Shafaq News/ Anti-establishment groups in Iraq on Sunday called for mass protests against the country's status quo forces next Friday in Baghdad amid calls by the Sadrist movement for a reboot of the political process sans classic powers.
In a statement issued earlier this morning, "Iraq's protestors" cast doubts on the "verbal initiatives" adopting "radical change" in the country's polity but do not explain how it will achieve this quest.
"However, to reiterate our commitment to the radical change we have always called for, we will hit the streets next Friday," the statement said.
"During these days, a roadmap with clear directions toward safety will be laid, but it will be exclusively announced during the protest," it added.
The statement urged the "the silent majority" to gather in al-Nosour (Eagles square) downtown the Iraqi capital next Friday at 0500 pm (Baghdad time).
Yesterday, the populist Shiite clergyman Muqtada al-Sadr said that "all parties", including his own, should give up government positions to help resolve a months-long political crisis.
Since the US-led invasion of 2003 that toppled Saddam Hussein, Iraq has been governed under a power-sharing system.
But a political deadlock that began after the October election last year has left the country without a new government, prime minister, or president due to disagreement between groups over forming a coalition.
Al-Sadr and his supporters have been calling for parliament to be dissolved and for new elections, but on Saturday he said doing so was not "so important".
Instead, it is "more important" that "all parties and figures who have been part of the political process from the American occupation in 2003 until now no longer participate," Mohammad Saleh al-Iraqi, who runs a Twitter account named "the leader's advisor" and is widely believed to be al-Sadr's mouthpiece, tweeted quoting al-Sadr himself.
"That includes the Sadrist movement," he added.

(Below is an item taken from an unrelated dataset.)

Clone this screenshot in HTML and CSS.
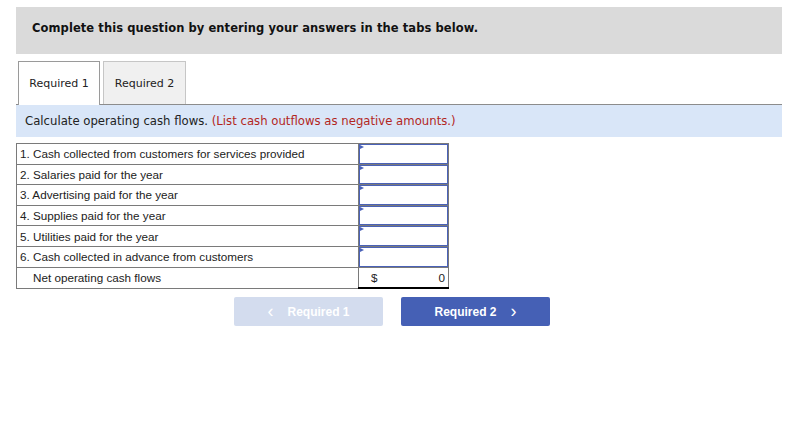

"I am ready to sign an agreement to this effect within 72 hours," he said, warning that without such a move, "there would be room for reforms any longer."
Al-Sadr's followers have for weeks been staging a sit-in outside Iraq's parliament, after initially storming the legislature's interior, to press for their demands.
On Tuesday, they also pitched tents outside the judicial body's headquarters in Baghdad for several hours.
The Sadrist movement's rivals in the Coordination Framework want a new head of government to be appointed before any new polls are held.
Caretaker Prime Minister Mustafa al-Kadhemi earlier this month convened crisis talks with party leaders, but they were boycotted by the Sadrists.